Tuesday, October 29, 2013

Project XiCam -- Part 1

Calling this project XiCam for lack of a better idea.  The concept is this:  Hack one of our old digital cameras so that I can control it from my Android tablet.  Why do this?  I'll let you know when I figure that out for myself.  My goal is to create some attachment mechanism so I can position the camera lens to the eyepiece of my telescope.  I'd like to see what options I can control over the USB port.  If I'm lucky, I might be able to manipulate settings beyond the controls provided by the on-board UI.

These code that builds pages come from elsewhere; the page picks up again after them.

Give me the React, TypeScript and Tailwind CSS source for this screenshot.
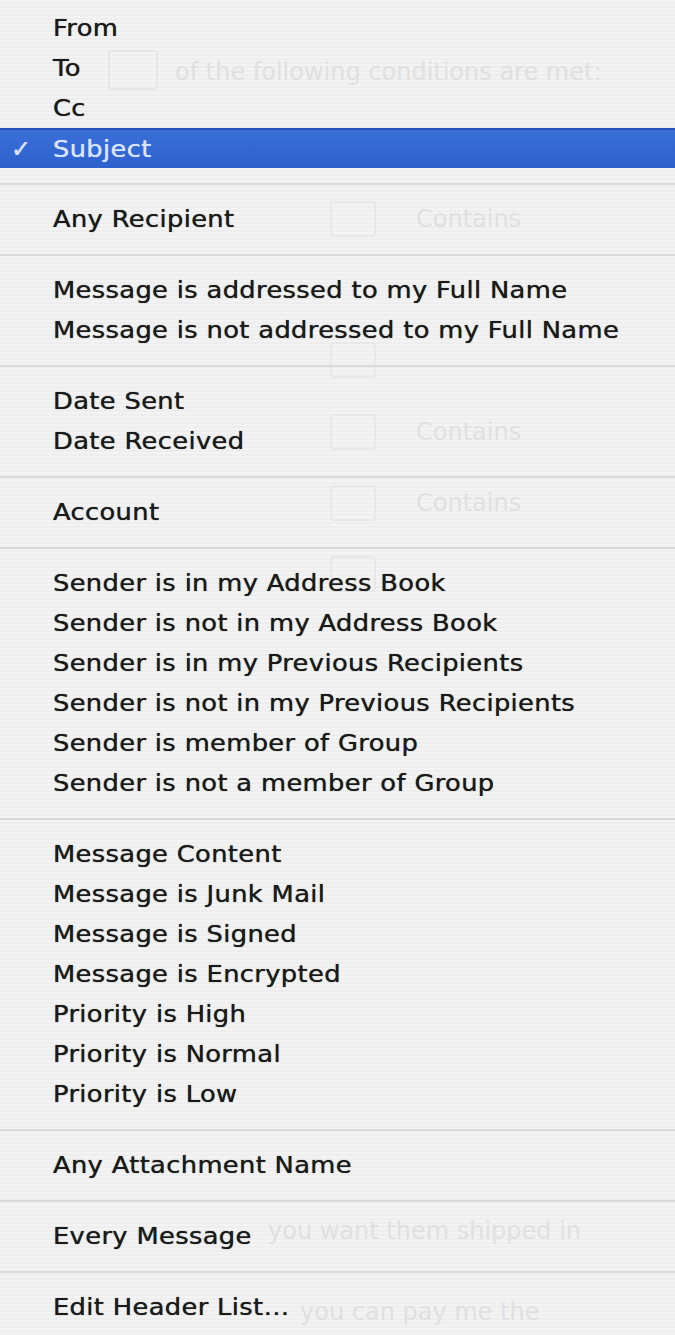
import React from 'react';

type Item = { label: string; checked?: boolean };

// Groups of menu items, separated by a divider
const groups: Item[][] = [
  [{ label: 'From' }, { label: 'To' }, { label: 'Cc' }, { label: 'Subject', checked: true }],
  [{ label: 'Any Recipient' }],
  [{ label: 'Message is addressed to my Full Name' }, { label: 'Message is not addressed to my Full Name' }],
  [{ label: 'Date Sent' }, { label: 'Date Received' }],
  [{ label: 'Account' }],
  [
    { label: 'Sender is in my Address Book' },
    { label: 'Sender is not in my Address Book' },
    { label: 'Sender is in my Previous Recipients' },
    { label: 'Sender is not in my Previous Recipients' },
    { label: 'Sender is member of Group' },
    { label: 'Sender is not a member of Group' },
  ],
  [
    { label: 'Message Content' },
    { label: 'Message is Junk Mail' },
    { label: 'Message is Signed' },
    { label: 'Message is Encrypted' },
    { label: 'Priority is High' },
    { label: 'Priority is Normal' },
    { label: 'Priority is Low' },
  ],
  [{ label: 'Any Attachment Name' }],
  [{ label: 'Every Message' }],
  [{ label: 'Edit Header List…' }],
];

export default function App() {
  return (
    <main
      className="relative w-[675px] h-[1335px] overflow-hidden bg-[#f1f1f1] bg-[repeating-linear-gradient(180deg,#f3f3f3_0px,#f3f3f3_2px,#eeeeee_2px,#eeeeee_4px)]"
      style={{ fontFamily: '"DejaVu Sans", "Lucida Grande", Verdana, sans-serif' }}
    >
      <GhostWindow />

      {/* --- MENU --- */}
      <div className="relative flex flex-col pt-2">
        {groups.map((group, gi) => (
          <div key={gi} className="flex flex-col">
            {gi > 0 && <Divider />}
            {group.map((item) => (
              <MenuRow key={item.label} item={item} />
            ))}
          </div>
        ))}
      </div>
    </main>
  );
}

function MenuRow({ item }: { item: Item }) {
  if (item.checked) {
    return (
      <div className="h-10 flex items-center border-t-2 border-[#2452b8] bg-[linear-gradient(180deg,#3a6fd8_0%,#2d60cc_100%)] text-[#d6e4ff]">
        <span className="w-[53px] pl-[11px] text-[24px] leading-none [text-shadow:0_0_0.7px_#d6e4ff]">✓</span>
        <span className="inline-block origin-left scale-x-[1.12] text-[23px] leading-none tracking-[0.3px] [text-shadow:0_0_0.7px_#d6e4ff]">
          {item.label}
        </span>
      </div>
    );
  }
  return (
    <div className="h-10 flex items-center pl-[53px] whitespace-nowrap">
      <span className="inline-block origin-left scale-x-[1.12] text-[23px] leading-none text-[#1a1a1a] tracking-[0.3px] [text-shadow:0_0_0.8px_#333]">
        {item.label}
      </span>
    </div>
  );
}

function Divider() {
  return (
    <div className="h-[31px] flex items-center">
      <div className="w-full h-[2px] bg-[#dadada]" />
    </div>
  );
}

// --- faint window contents showing through the translucent menu ---
function GhostWindow() {
  return (
    <div className="absolute inset-0 text-[#e0e0e0] text-[24px] select-none pointer-events-none whitespace-nowrap">
      <div className="absolute left-[108px] top-[50px] w-[50px] h-[40px] border-2 border-[#e6e6e6] rounded" />
      <div className="absolute left-[175px] top-[54px]">of the following conditions are met:</div>
      {[219, 432, 503].map((y) => (
        <div key={y} className="absolute left-[330px] flex items-center gap-10" style={{ top: y - 18 }}>
          <span className="w-[46px] h-[36px] border-2 border-[#e8e8e8] rounded" />
          <span>Contains</span>
        </div>
      ))}
      {[360, 574].map((y) => (
        <div key={y} className="absolute left-[330px] w-[46px] h-[36px] border-2 border-[#e8e8e8] rounded" style={{ top: y - 18 }} />
      ))}
      <div className="absolute left-[268px] top-[1213px]">you want them shipped in</div>
      <div className="absolute left-[300px] top-[1294px]">you can pay me the</div>
    </div>
  );
}
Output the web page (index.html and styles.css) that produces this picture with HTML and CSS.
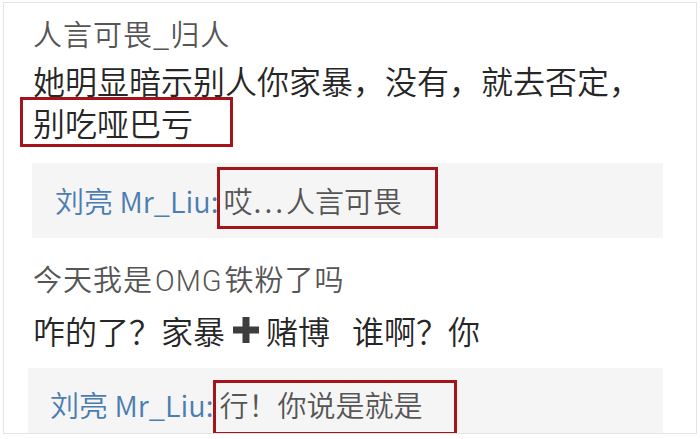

Samsung ST100 digital camera.
Here's what I'm working with:
  •  Samsung ST100 14.2 Mpx digital camera
    • 5x optical zoom
    • 8GB micro SD
  • ASUS TF201 Transformer prime
    • NVIDIA Tegra 3 quad-core CPU
    • 10.1" screen
    • Android Ice Cream Sandwich OS
    • ASUS  Tablet with keyboard dock.
      HP Pavilion dv4 notebook
    • 32GB micro SD
  • HP Pavilion dv4
    • Intel core 2 duo CPU
    • Ubuntu 12.04 LTS OS
    • Eclipse Juno IDE + Android SDK + ADK
Android has some good functionality for USB communication, unfortunately there's no good way to develop software on the tablet itself (I installed one of the free IDE's, which appeared to be inspired by eclipse, but there were limitations due to screen size, responsivity of keyboard, and other reasons which made that option impractical).  My general approach will be to develop some basic USB communication software on the notebook, using an emulated tablet as the target.  Once that's working, install it on the ASUS  and make sure the USB interface actually works.  Next, further develop the software to perform some basic control operations on the camera.  Then finish by adding some pretty GUI controls to control exposure and read image data into the tablet and present it on the screen.

Before I can do any of these things, I need to develop an understanding of USB protocol.  I spent the last couple of days researching this and the communication format doesn't seem terribly complicated.  However, many USB products, especially digital cameras, use proprietary formats which require their own drivers.

I ran into a big problem, likely due to installing libusb on the HP.  Mouse suddenly stopped working.  Thought it was the battery but it worked on another computer.  When I checked /var/log/syslog, it was getting overloaded with messages about not being able to enumerate the USB devices.  I tried removing libusb-1.0-0 and libusb-1.0-0-dev (the exact packages I installed), then the whole thing went to pot.  When the system rebooted after removing and updating the packages, it got stuck in some weird loop where the login screen would come up, I'd enter my password (I had setup the OS to not go to a login screen, so even that was weird), another screen would come up with error messages, but it only stayed for about 1/2 second, so I couldn't tell what the errors were, then went back to the login screen.

I couldn't find the install disk to run the live version and potentially fix the problem, but that was lost.  I found the ISO for 10.04 on an external drive, so I burned a new copy and am running that right now.  Even in "live" mode, the USB ports aren't working, so even though I can view my directories, I can't save the files to it.  Instead, I took the SD card from the camera and am tarballing the essential stuff and saving it to that.  Thankfully that works.

Eventually, I plan on doing this kind of work in a virtual machine running on Windows.  This way when I encounter big problems with the OS, I don't wind up losing everything.  Unfortunately, can't do that until I get a new computer.